バイオハザード


★film rating: B
※A、B、Cの3段階を、さらにそれぞれ+、non、-で評価しています。


日本製人気ゲームソフト『バイオハザード』の映画版。脚本・監督はSFホラー『イベント・ホライゾン』(1997)のポール・W・S・アンダーソン。やはりゲームの映画化『モータル・コンバット』(1995)も手掛けたことがある監督だ。今回の映画では、演出の冴えよりも脚本に感心させられるところがあった。基本的にはオリジナル・ストーリーだが、ゲームの設定やキャラクターの一部を上手く取り込んでいて、これがなかなか侮れない。ゲームファンも普通の映画ファンも楽しめるという、稀有なゲーム原作映画になっている。


近未来の厳重警備の地下秘密基地を舞台に、潜入した特殊部隊がゾンビや怪物たちとの闘いをかいくぐってサヴァイヴァルしようとするこの映画、原作となったゲームをやった人ならばニヤリとすること請け合いだ。どうやら『1』『2』から数多くのネタをもらったらしく、知っている人ならば「あぁ、あすこね」と含み笑いをすることだろう。映画全体の雰囲気としてはアクション・ホラーといった感じで、『2』に近いか。怪物もゲーム通りのデザインがあったりで、そういう意味ではマニアックというか、かなり観客を限定している部分があるのも確かだ。


じゃぁゲームをやったことが無い人が楽しめないかというと、そんなことはない。どうやらポール・W・S・アンダーソンはゲームだけではなく、ジャンル映画の相当なファンのようだ。過去のSFホラー映画から数多くのネタを持って来ているので、SFホラー映画ファンならばニヤリとすること請け合いだ。知っている人ならば「あぁ、あすこへのオマージュね」と含み笑いをすることだろう。『エイリアン2』(1986)、『CUBE』(1997)等、色々な映画を思い出させる場面が散りばめられている。そういう意味でもマニアックというか、ある程度観客を限定しているのも確かだ。もちろんジョージ・A・ロメロの名作『ゾンビ』(1978)への目配せも忘れていない。音楽でも、あちらではイタリアのプログレ・バンド ゴブリンが担当していたのに対し、こちらはマリリン・マンソンマルコ・ベルトラミ(『スクリーム』シリーズ、『ミミック』(1997))と共同でスコアを担当していて、現代ロックでがなり立てるのが愛嬌だ。
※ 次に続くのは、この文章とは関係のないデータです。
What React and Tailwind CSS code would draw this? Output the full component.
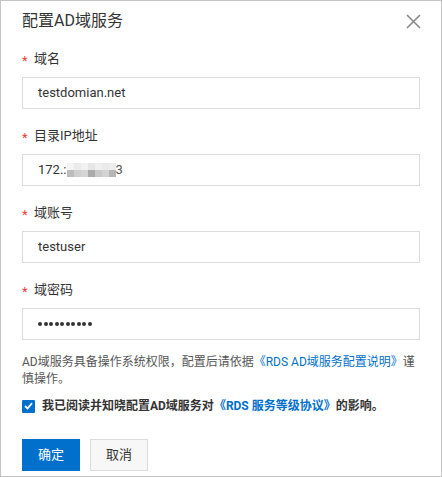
import React from "react";

const font = { fontFamily: '"Roboto", "Noto Sans CJK SC", sans-serif' };

function Label({ children }) {
  return (
    <div className="flex items-center h-[20px] text-[13px] text-[#333]">
      <span className="text-[#e8403a] w-[12px] text-[13px] leading-none pt-[3px]">*</span>
      <span>{children}</span>
    </div>
  );
}

function Field({ value, children }) {
  return (
    <div className="mt-[8px] h-[32px] border border-[#dcdcdc] flex items-center px-[15px] text-[13px] text-[#333]">
      {children || value}
    </div>
  );
}

// masked IP digits drawn as a coarse mosaic
const mosaicTop = ["#f4f4f4", "#ebebeb", "#f1f1f1", "#e6e6e6", "#efefef", "#e9e9e9", "#ededed"];
const mosaicBottom = ["#bcbcbc", "#cfcfcf", "#d5d5d5", "#ababab", "#c9c9c9", "#d3d3d3", "#b6b6b6"];

function Mosaic() {
  return (
    <span className="inline-flex flex-col">
      <span className="flex">
        {mosaicTop.map((c, i) => (
          <span key={i} className="block w-[7px] h-[7px]" style={{ background: c }} />
        ))}
      </span>
      <span className="flex">
        {mosaicBottom.map((c, i) => (
          <span key={i} className="block w-[7px] h-[7px]" style={{ background: c }} />
        ))}
      </span>
    </span>
  );
}

function PasswordDots({ count }) {
  return (
    <span className="flex gap-[1.5px]">
      {Array.from({ length: count }).map((_, i) => (
        <span key={i} className="block w-[4px] h-[4px] rounded-full bg-[#333]" />
      ))}
    </span>
  );
}

export default function App() {
  return (
    <div className="w-[442px] h-[477px] bg-white border border-[#c4c4c4] relative" style={font}>
      <div className="h-[40px] flex items-center justify-between pl-[21px] pr-[20px]">
        <span className="text-[16px] text-[#333]">配置AD域服务</span>
        <svg width="15" height="15" viewBox="0 0 15 15" className="mt-[1px]">
          <path d="M1 1 L14 14 M14 1 L1 14" stroke="#888" strokeWidth="1.6" fill="none" />
        </svg>
      </div>

      <div className="px-[21px] pt-[8px]">
        <Label>域名</Label>
        <Field value="testdomian.net" />

        <div className="mt-[17px]">
          <Label>目录IP地址</Label>
          <Field>
            <span className="flex items-center">
              <span>172.:</span>
              <Mosaic />
              <span className="text-[#555]">3</span>
            </span>
          </Field>
        </div>

        <div className="mt-[17px]">
          <Label>域账号</Label>
          <Field value="testuser" />
        </div>

        <div className="mt-[17px]">
          <Label>域密码</Label>
          <Field>
            <PasswordDots count={10} />
          </Field>
        </div>

        <p className="mt-[14px] text-[12px] leading-[17px] text-[#555] pr-[4px]">
          AD域服务具备操作系统权限，配置后请依据
          <span className="text-[#0070cc]">《RDS AD域服务配置说明》</span>谨慎操作。
        </p>

        <div className="mt-[8px] flex items-center h-[20px]">
          <span className="w-[13px] h-[13px] bg-[#0070cc] flex items-center justify-center rounded-[1px]">
            <svg width="9" height="8" viewBox="0 0 9 8">
              <path d="M1 4 L3.5 6.5 L8 1.2" stroke="#fff" strokeWidth="1.8" fill="none" />
            </svg>
          </span>
          <span className="ml-[7px] text-[12px] font-bold text-[#333]">
            我已阅读并知晓配置AD域服务对<span className="text-[#0070cc]">《RDS 服务等级协议》</span>的影响。
          </span>
        </div>

        <div className="mt-[23px] flex gap-[10px]">
          <button className="w-[58px] h-[32px] bg-[#0070cc] text-white text-[13px]">确定</button>
          <button className="w-[58px] h-[32px] bg-[#f7f7f7] border border-[#dcdcdc] text-[#333] text-[13px]">取消</button>
        </div>
      </div>
    </div>
  );
}
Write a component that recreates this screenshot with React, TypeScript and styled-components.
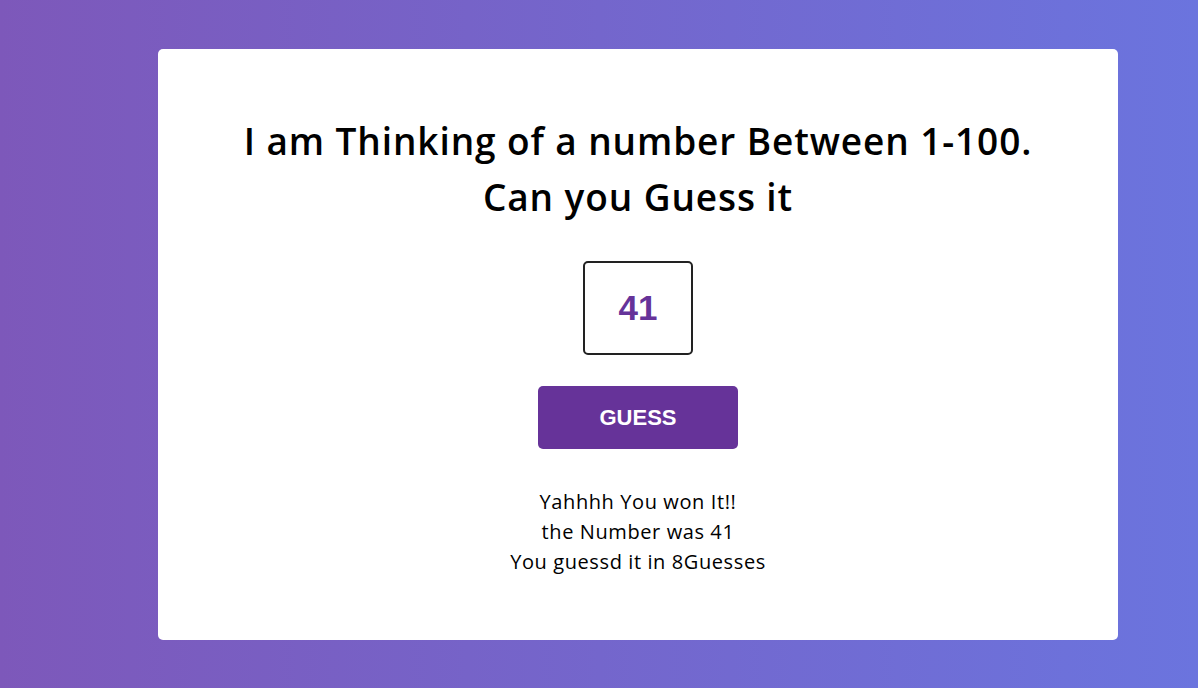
import React from "react";
import styled, { createGlobalStyle } from "styled-components";

const GlobalStyle = createGlobalStyle`
  html, body { margin: 0; padding: 0; }
  body {
    width: 1198px;
    height: 688px;
    overflow: hidden;
    background: linear-gradient(to right, #7d58ba, #6b74de);
    font-family: "Open Sans", "Liberation Sans", sans-serif;
  }
`;

const Page = styled.div`
  display: flex;
  padding: 49px 0 0 158px;
  height: 688px;
  box-sizing: border-box;
`;

const Card = styled.main`
  width: 960px;
  height: 591px;
  box-sizing: border-box;
  background: #fff;
  border-radius: 5px;
  display: flex;
  flex-direction: column;
  align-items: center;
  padding-top: 64px;
`;

const Title = styled.h1`
  margin: 0;
  font-family: "Open Sans", sans-serif;
  font-weight: 600;
  font-size: 37px;
  letter-spacing: 0.9px;
  line-height: 56px;
  color: #000;
  text-align: center;
`;

const NumberInput = styled.input`
  margin-top: 36px;
  width: 110px;
  height: 94px;
  box-sizing: border-box;
  border: 2px solid #222;
  border-radius: 5px;
  font-family: "Liberation Sans", Arial, sans-serif;
  font-weight: bold;
  font-size: 35px;
  color: #663399;
  text-align: center;
  outline: none;
  background: #fff;
`;

const GuessButton = styled.button`
  margin-top: 31px;
  width: 200px;
  height: 63px;
  border: none;
  border-radius: 5px;
  background: #663399;
  color: #fff;
  font-family: "Liberation Sans", Arial, sans-serif;
  font-weight: bold;
  font-size: 22px;
  cursor: pointer;
`;

const Message = styled.p`
  margin: 38px 0 0;
  font-family: "Open Sans", sans-serif;
  font-size: 20px;
  letter-spacing: 0.6px;
  line-height: 30px;
  color: #000;
  text-align: center;
`;

export default function App() {
  return (
    <>
      <GlobalStyle />
      <Page>
        <Card>
          <Title>
            I am Thinking of a number Between 1-100.
            <br />
            Can you Guess it
          </Title>
          <NumberInput type="text" defaultValue="41" />
          <GuessButton>GUESS</GuessButton>
          <Message>
            Yahhhh You won It!!
            <br />
            the Number was 41
            <br />
            You guessd it in 8Guesses
          </Message>
        </Card>
      </Page>
    </>
  );
}
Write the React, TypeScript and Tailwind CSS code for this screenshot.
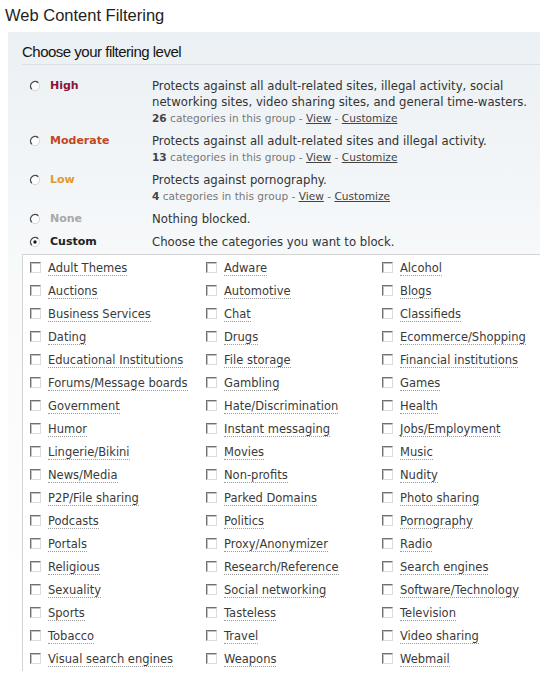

そう、この映画はポール・W・S・アンダーソンのゲームとジャンル映画への愛情が満ち溢れている作品なのである。


それでは、ゲームファンでもなく、SFホラー映画に詳しくもない人が楽しめないかというと、やはりそんなことはないだろう。限定された空間を舞台に、次から次へと襲い来る危機をクリアしていく展開は、この手の映画としては正に王道だ。テンポ良く進む展開は飽きさせることがない。特に面白いのがある裏切りで、下手すれば単なる化け物映画として単調になりそうな作品にスパイスを与え、よく考えられた仕掛けとして上手く機能している。フラッシュバックの使い方も効果的だった。


やはりこの人ミラ・ジョヴォヴィッチにも触れなくてはいけないだろう。記憶喪失の主人公を演じていて、アクション自体の切れはともかく、これがどうしてSFホラー・ヒロインとして堂々たる絵になっている。『フィフス・エレメント』(1997)、『ジャンヌ・ダルク』(1999)と、2本の凡作・駄作リュック・ベッソン作品で開花した魅力が、今回はさらにスターとしての貫禄も付きつつあって、より一層魅力的。対照的に強硬なキャラクターとして登場のミシェル・ロドリゲスはちょっとタイプ・キャストだが、こちらも持ち味を出して印象に残る。


映画のラストは続編を期待させるB級らしいテイスト。何でもゲーム版『3』を土台にした作品になるということで、ずばりタイトルも『Resident Evil: Nemesis』と『3』の海外タイトルそのままのようだ。


バイオハザード』は新鮮味こそ薄いものの、気軽に楽しめるB級映画としてはまずまず合格点の映画だ。


バイオハザード
Resident Evil

  • 2002年 / イギリス、ドイツ、アメリカ / カラー / 101分 / 画面比:1.85:1
  • 映倫(日本):PG-12
  • MPAA(USA):Rated R for strong sci-fi/horror violence, language and sexuality/nudity.
  • 劇場公開日:2002.9.21.
  • 鑑賞日時:2002.9.15.
  • 劇場:ワーナーマイカルシネマズ新百合ヶ丘9/ドルビーデジタルでの上映。敬老の日、日曜夜の先行レイトショー。240席の劇場は満席。
  • パンフレットは700円。B4サイズの大型版サイズ、写真もふんだんに使った豪華版。舞台の図入り説明、銃器説明、ゲーム全作解説など、内容盛りだくさん。